##### INPUT DATA

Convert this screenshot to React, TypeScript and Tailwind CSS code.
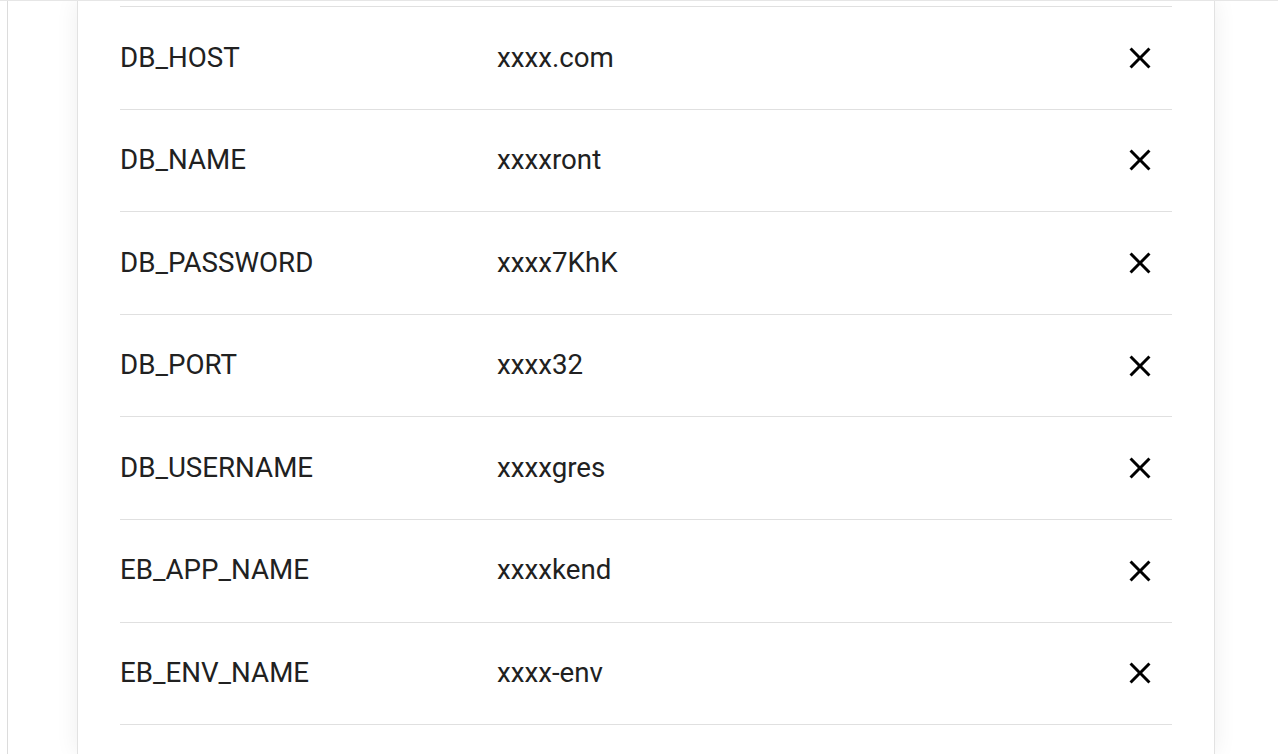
const envVars = [
  { key: 'DB_HOST', value: 'xxxx.com' },
  { key: 'DB_NAME', value: 'xxxxront' },
  { key: 'DB_PASSWORD', value: 'xxxx7KhK' },
  { key: 'DB_PORT', value: 'xxxx32' },
  { key: 'DB_USERNAME', value: 'xxxxgres' },
  { key: 'EB_APP_NAME', value: 'xxxxkend' },
  { key: 'EB_ENV_NAME', value: 'xxxx-env' },
]

function CloseIcon() {
  return (
    <svg width="36" height="36" viewBox="0 0 24 24" fill="currentColor">
      <path d="M19 6.41L17.59 5 12 10.59 6.41 5 5 6.41 10.59 12 5 17.59 6.41 19 12 13.41 17.59 19 19 17.59 13.41 12z" />
    </svg>
  )
}

export default function App() {
  return (
    <div
      className="h-[754px] w-full overflow-hidden bg-white border-t border-[#e6e6e6] flex"
      style={{ fontFamily: 'Roboto, "Liberation Sans", sans-serif' }}
    >
      {/* left rail */}
      <div className="w-[8px] flex-shrink-0 border-r border-[#dcdcdc]" />

      <div className="flex-1 pl-[69px] pr-[63px]">
        <div className="h-full bg-white border-x border-[#e2e2e2] shadow-[0_0_22px_rgba(0,0,0,0.07)] px-[42px] pt-[5px]">
          <div className="border-t border-[#e0e0e0]">
            {envVars.map((v) => (
              <div
                key={v.key}
                className="h-[102.6px] border-b border-[#e0e0e0] grid grid-cols-[377px_1fr_auto] items-center text-[27.7px] text-[#212121]"
              >
                <span className="-mt-[1px]">{v.key}</span>
                <span className="-mt-[1px]">{v.value}</span>
                <button className="mr-[14px] text-black flex items-center justify-center">
                  <CloseIcon />
                </button>
              </div>
            ))}
          </div>
        </div>
      </div>
    </div>
  )
}
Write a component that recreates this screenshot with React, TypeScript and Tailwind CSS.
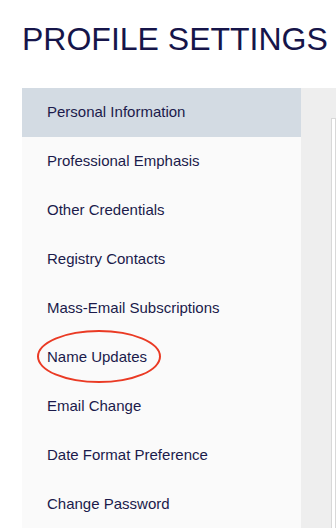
const items = [
  "Personal Information",
  "Professional Emphasis",
  "Other Credentials",
  "Registry Contacts",
  "Mass-Email Subscriptions",
  "Name Updates",
  "Email Change",
  "Date Format Preference",
  "Change Password",
];

export default function App() {
  return (
    <div
      className="min-h-[528px] bg-white overflow-hidden"
      style={{ fontFamily: '"Liberation Sans", Arial, sans-serif' }}
    >
      <h1 className="pt-[23px] pl-[22px] text-[32px] leading-none text-[#16154a] whitespace-nowrap">
        PROFILE SETTINGS
      </h1>

      <div className="mt-[33px] ml-[22px] flex">
        {/* side menu */}
        <ul className="w-[279px] shrink-0 bg-[#fafafa]">
          {items.map((item, i) => (
            <li
              key={item}
              className={`relative h-[49px] flex items-center pl-[25px] text-[15px] text-[#1b1a4b] ${
                i === 0 ? "bg-[#d3dbe3]" : ""
              }`}
            >
              {item}
              {item === "Name Updates" && (
                <span className="absolute left-[15px] top-[-3px] w-[124px] h-[53px] rounded-[50%] border-[2.5px] border-[#ea3a24]" />
              )}
            </li>
          ))}
        </ul>

        {/* content area */}
        <div className="flex-1 bg-[#eeeeee] pt-[30px] pl-[30px]">
          <div className="h-[420px] bg-white border border-[#d8d8d8]" />
        </div>
      </div>
    </div>
  );
}
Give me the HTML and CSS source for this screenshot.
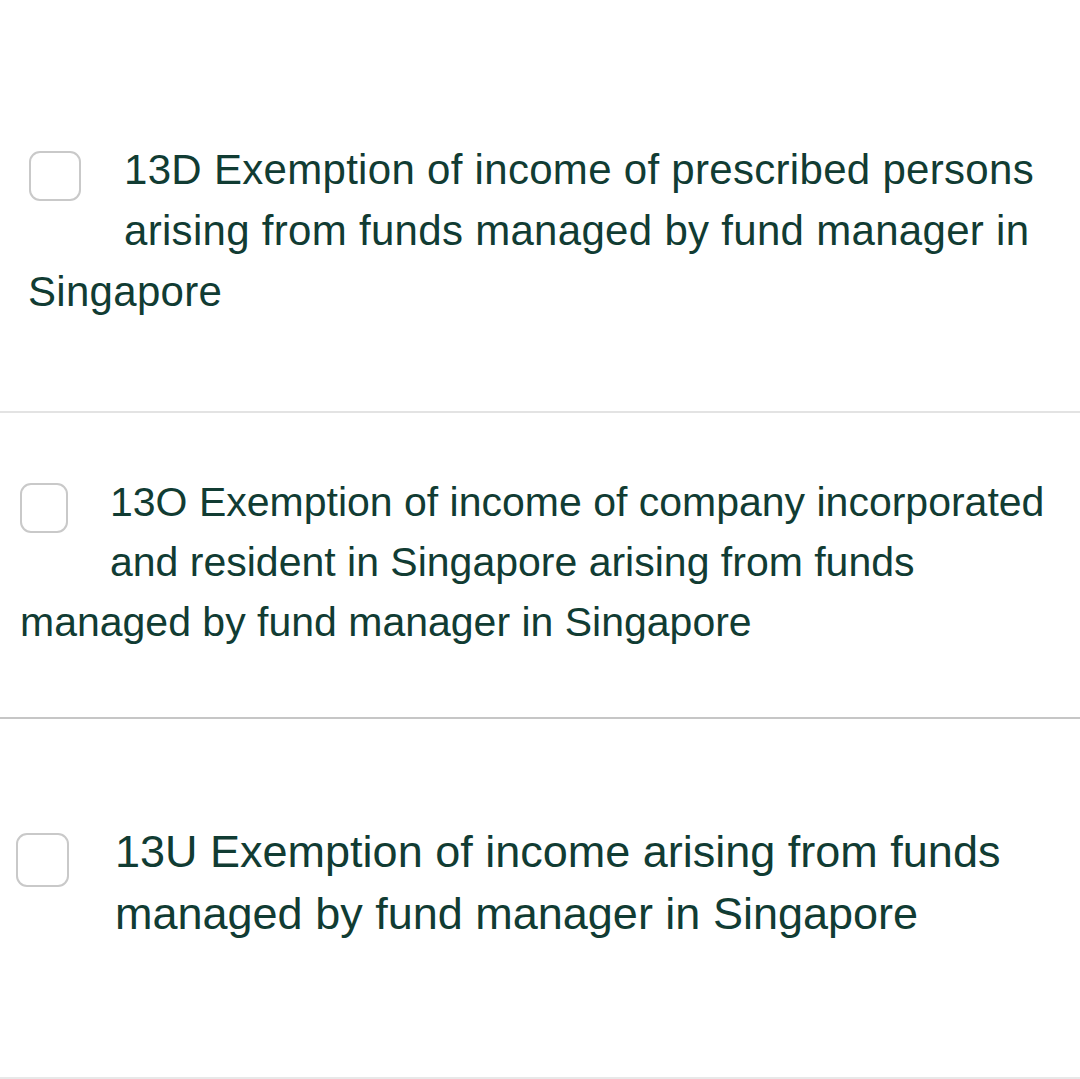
FILE: index.html
```html
<!DOCTYPE html>
<html lang="en">
<head>
<meta charset="utf-8">
<title>Exemptions</title>
<link rel="stylesheet" href="styles.css">
</head>
<body>
<div class="options">
  <section class="item item-d">
    <p class="opt"><span class="box" role="checkbox" aria-checked="false"></span>13D Exemption of income of prescribed persons arising from funds managed by fund manager in Singapore</p>
  </section>
  <section class="item item-o">
    <p class="opt"><span class="box" role="checkbox" aria-checked="false"></span>13O Exemption of income of company incorporated and resident in Singapore arising from funds managed by fund manager in Singapore</p>
  </section>
  <section class="item item-u">
    <p class="opt"><span class="box" role="checkbox" aria-checked="false"></span>13U Exemption of income arising from funds managed by fund manager in Singapore</p>
  </section>
</div>
</body>
</html>
```

FILE: styles.css
```css
html, body {
  margin: 0;
  padding: 0;
  background: #ffffff;
}

body {
  font-family: "Liberation Sans", Arial, Helvetica, sans-serif;
  color: #113c33;
  width: 1080px;
  overflow: hidden;
}

.options {
  display: flex;
  flex-direction: column;
}

.item {
  border-bottom: 2px solid #e3e3e3;
}

.opt {
  margin: 0;
}

.box {
  float: left;
  box-sizing: border-box;
  border: 2px solid #c9c9c9;
  border-radius: 11px;
  background: #ffffff;
}

/* 13D */
.item-d {
  padding: 139px 0 89px 28px;
}
.item-d .opt {
  font-size: 42px;
  line-height: 61px;
  letter-spacing: 0.3px;
}
.item-d .box {
  width: 52px;
  height: 50px;
  margin: 12px 43px 20px 1px;
}

/* 13O */
.item-o {
  padding: 59px 0 65px 20px;
  border-bottom-color: #c6c6c6;
}
.item-o .opt {
  font-size: 41px;
  line-height: 60px;
}
.item-o .box {
  width: 48px;
  height: 50px;
  margin: 11px 42px 20px 0;
}

/* 13U */
.item-u {
  padding: 102px 0 132px 16px;
  border-bottom-color: #e8e8e8;
}
.item-u .opt {
  font-size: 45px;
  line-height: 62px;
}
.item-u .box {
  width: 53px;
  height: 54px;
  margin: 12px 46px 10px 0;
}
```
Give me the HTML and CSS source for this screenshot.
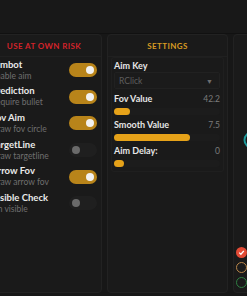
FILE: index.html
```html
<!DOCTYPE html>
<html>
<head>
<meta charset="utf-8">
<link rel="stylesheet" href="styles.css">
</head>
<body>
<div class="top"></div>
<div class="panels">
  <section class="panel panel-left">
    <div class="head risk">USE AT OWN RISK</div>
    <div class="rows">
      <div class="row"><div class="txt"><div class="t">Aimbot</div><div class="s">Enable aim</div></div><span class="tog on"></span></div>
      <div class="row"><div class="txt"><div class="t">Prediction</div><div class="s">Require bullet</div></div><span class="tog on"></span></div>
      <div class="row"><div class="txt"><div class="t">Fov Aim</div><div class="s">Draw fov circle</div></div><span class="tog on"></span></div>
      <div class="row"><div class="txt"><div class="t">TargetLine</div><div class="s">Draw targetline</div></div><span class="tog"></span></div>
      <div class="row"><div class="txt"><div class="t">Arrow Fov</div><div class="s">Draw arrow fov</div></div><span class="tog on"></span></div>
      <div class="row"><div class="txt"><div class="t">Visible Check</div><div class="s">On visible</div></div><span class="tog"></span></div>
    </div>
  </section>
  <section class="panel panel-mid">
    <div class="head settings">SETTINGS</div>
    <div class="box">
      <div class="lbl">Aim Key</div>
      <div class="select"><span>RClick</span><span class="arrow">▼</span></div>
      <div class="lbl gap"><span>Fov Value</span><span class="val">42.2</span></div>
      <div class="track"><div class="fill" style="width:15%"></div></div>
      <div class="lbl gap"><span>Smooth Value</span><span class="val">7.5</span></div>
      <div class="track"><div class="fill" style="width:72%"></div></div>
      <div class="lbl gap"><span>Aim Delay:</span><span class="val">0</span></div>
      <div class="track"><div class="fill" style="width:9%"></div></div>
    </div>
  </section>
  <section class="panel panel-right">
    <svg class="arc" width="8" height="18" viewBox="0 0 8 18"><circle cx="9" cy="9" r="7.5" fill="none" stroke="#1f9a9c" stroke-width="2"/></svg>
    <div class="checks">
      <span class="chk red"><svg width="7" height="7" viewBox="0 0 7 7"><path d="M1.2 3.6 L2.9 5.2 L5.8 1.8" fill="none" stroke="#fff" stroke-width="1.3"/></svg></span>
      <span class="chk orange"></span>
      <span class="chk green"></span>
    </div>
  </section>
</div>
</body>
</html>
```
FILE: styles.css
```css
* { box-sizing: border-box; }
html, body { margin: 0; padding: 0; }
body {
  width: 247px;
  height: 296px;
  overflow: hidden;
  background: #171717;
  font-family: Lato, "Open Sans", sans-serif;
}
.top {
  height: 34px;
  background: #181818;
  border-bottom: 1px solid #111;
}
.panels {
  display: flex;
  gap: 5px;
  margin-left: -20px;
  height: 259px;
}
.panel {
  flex: none;
  background: #1a1a1a;
  border: 1px solid #222;
  border-radius: 4px;
}
.panel-left { width: 122px; }
.panel-mid { width: 121px; }
.panel-right { width: 60px; padding-left: 2px; }
.head {
  height: 22px;
  line-height: 22px;
  text-align: center;
  font-size: 8px;
  font-weight: 700;
  letter-spacing: 0.4px;
  border-bottom: 1px solid #202020;
}
.risk { color: #d3232a; padding-left: 6px; }
.settings { color: #d79a22; }
.rows { padding: 0 4px 0 10px; }
.row {
  height: 26.6px;
  display: flex;
  align-items: center;
  justify-content: space-between;
}
.t {
  color: #e9e9e9;
  font-size: 9.5px;
  font-weight: 700;
  line-height: 11px;
}
.s {
  color: #6f6f6f;
  font-size: 8.5px;
  line-height: 11px;
  margin-top: 1px;
}
.tog {
  width: 28px;
  height: 14px;
  border-radius: 7px;
  background: #1f1f1f;
  position: relative;
  flex: none;
}
.tog::after {
  content: "";
  position: absolute;
  top: 3px;
  left: 3px;
  width: 8px;
  height: 8px;
  border-radius: 50%;
  background: #6a6a6a;
}
.tog.on { background: #b8841a; }
.tog.on::after { left: 17px; background: #f2f2f2; }
.box {
  margin: 0 3px 0 3px;
  padding: 3px 3px 4px 2px;
  border: 1px solid #1f1f1f;
  border-radius: 3px;
}
.lbl {
  display: flex;
  justify-content: space-between;
  color: #e6e6e6;
  font-size: 9px;
  font-weight: 700;
  line-height: 10px;
}
.lbl.gap { margin-top: 5px; }
.val {
  color: #7a7a7a;
  font-weight: 400;
  font-size: 8.5px;
}
.select {
  margin-top: 1px;
  height: 17px;
  border: 1px solid #212121;
  background: #1b1b1b;
  border-radius: 2px;
  display: flex;
  align-items: center;
  justify-content: space-between;
  padding: 0 6px 0 4px;
  color: #5e5e5e;
  font-size: 8.5px;
}
.arrow { font-size: 7px; color: #6e6e6e; }
.track {
  margin-top: 4px;
  height: 7px;
  border-radius: 4px;
  background: #1c1c1c;
}
.fill {
  height: 100%;
  border-radius: 4px;
  background: #e6a219;
}
.arc { display: block; margin-top: 96px; margin-left: 7px; }
.checks {
  margin-top: 98px;
  display: flex;
  flex-direction: column;
  gap: 4px;
}
.chk {
  width: 11px;
  height: 11px;
  border-radius: 50%;
  display: flex;
  align-items: center;
  justify-content: center;
}
.chk.red { background: #e24a35; }
.chk.orange { border: 1.5px solid #b8864a; }
.chk.green { border: 1.5px solid #2f7f42; }
```
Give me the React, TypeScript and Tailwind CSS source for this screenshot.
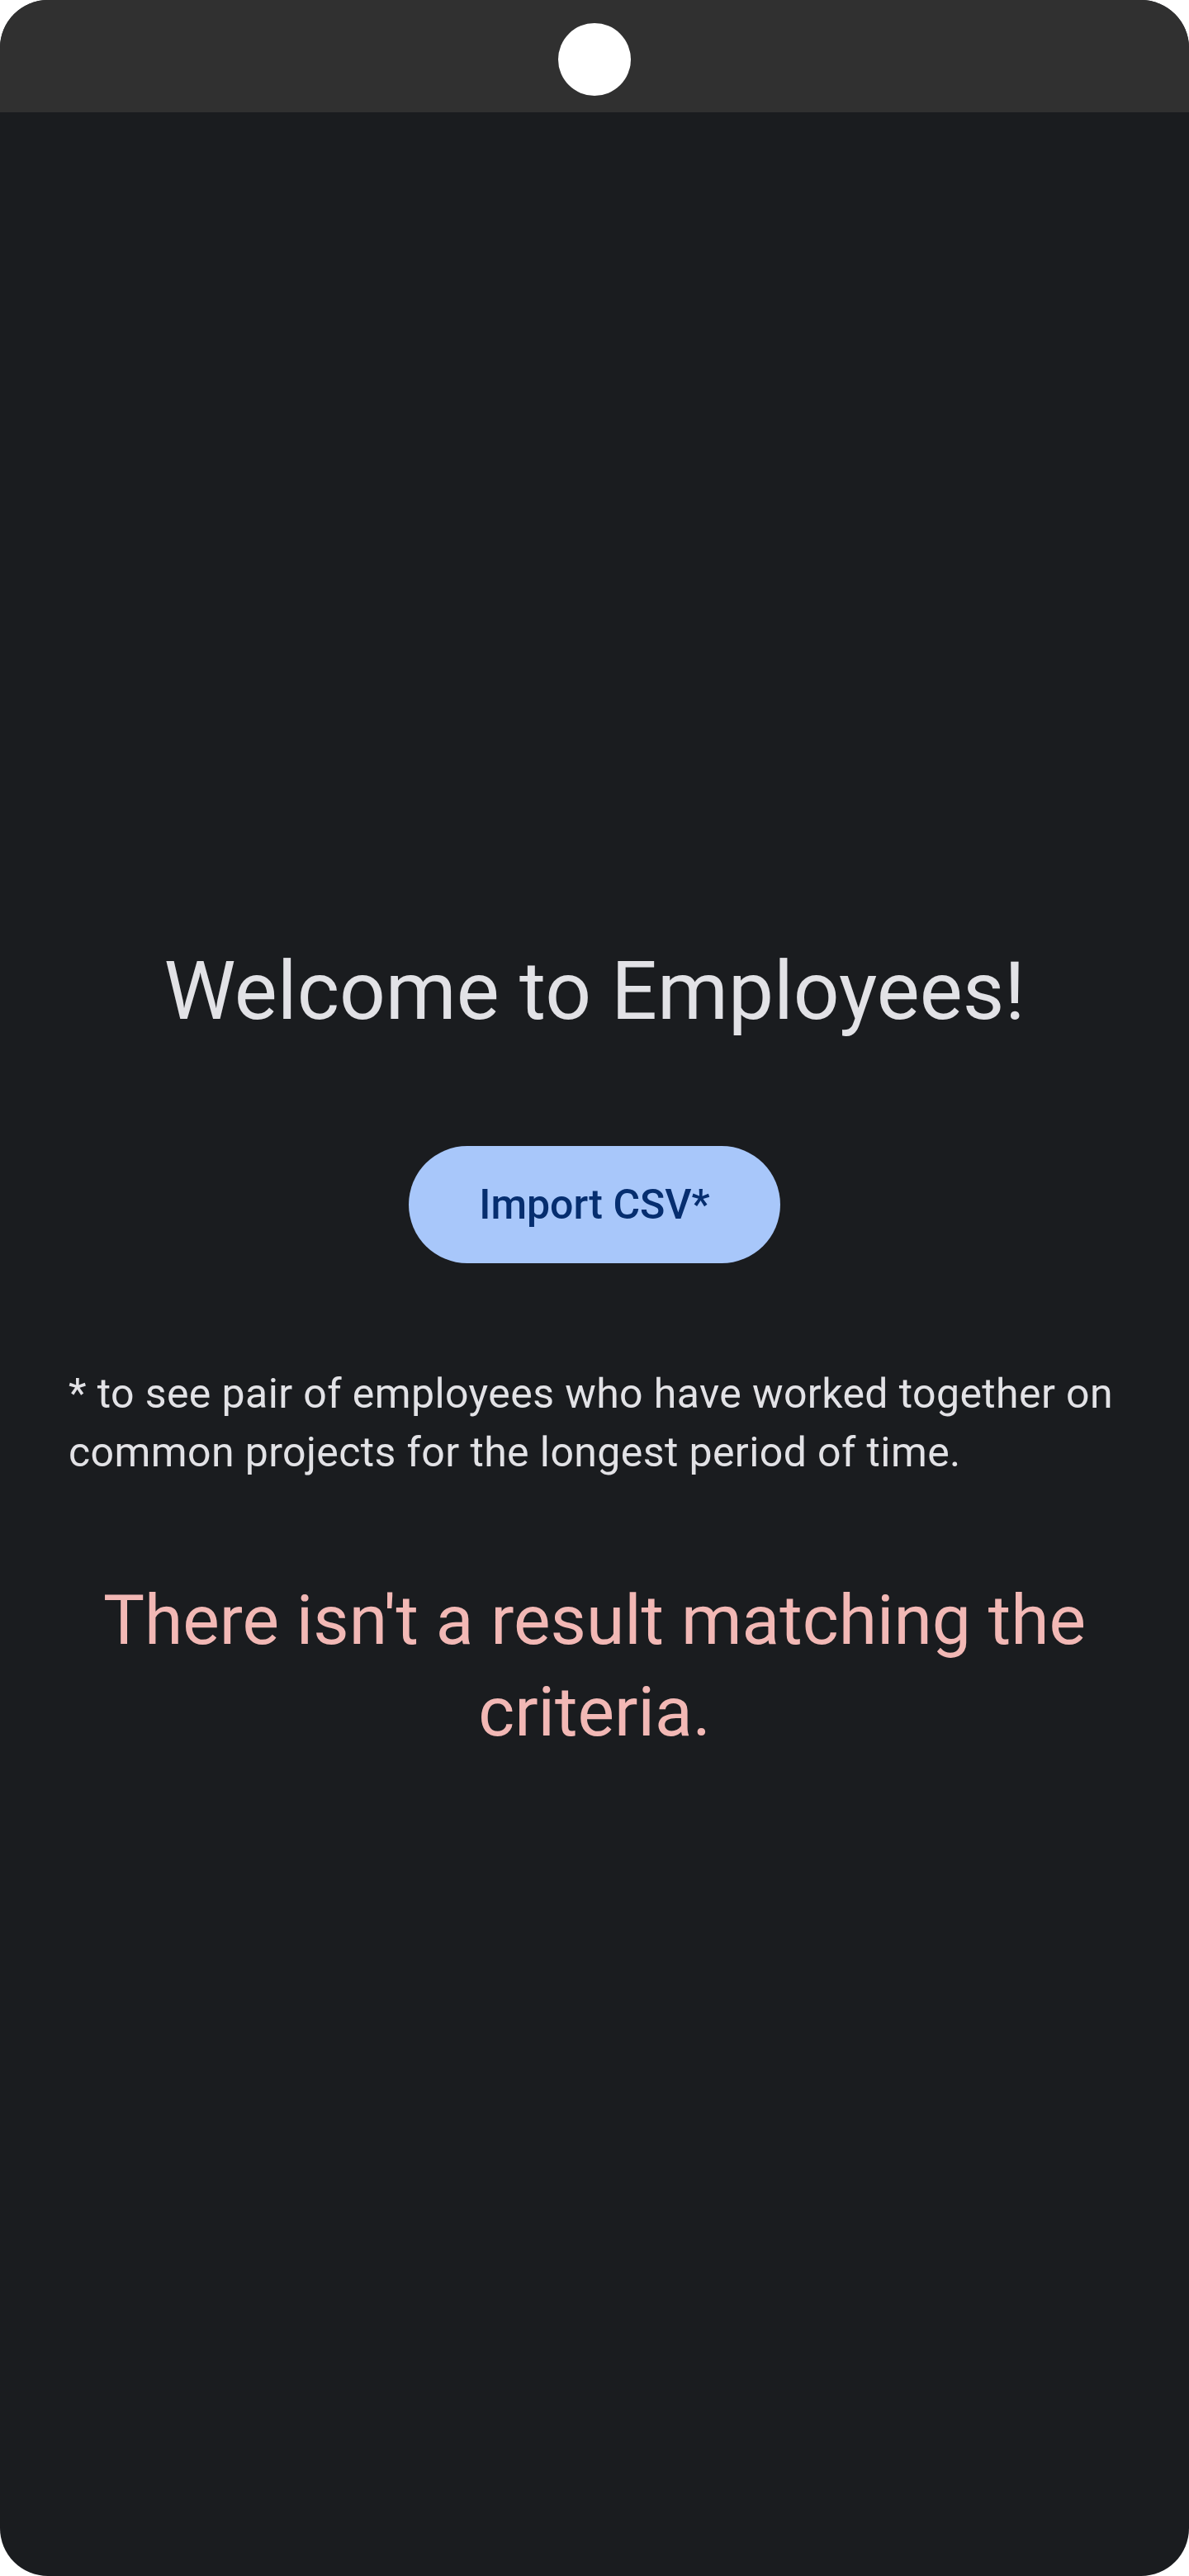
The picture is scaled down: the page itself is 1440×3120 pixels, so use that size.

##########

> **INSTRUCTIONS TO FOLLOW**: Extract every line above that contains the word "TypeScript".

> **COMPLETED TASK**:
Convert this screenshot to React, TypeScript and Tailwind CSS code.
Write a component that recreates this screenshot with React, TypeScript and Tailwind CSS.
Give me the React, TypeScript and Tailwind CSS source for this screenshot.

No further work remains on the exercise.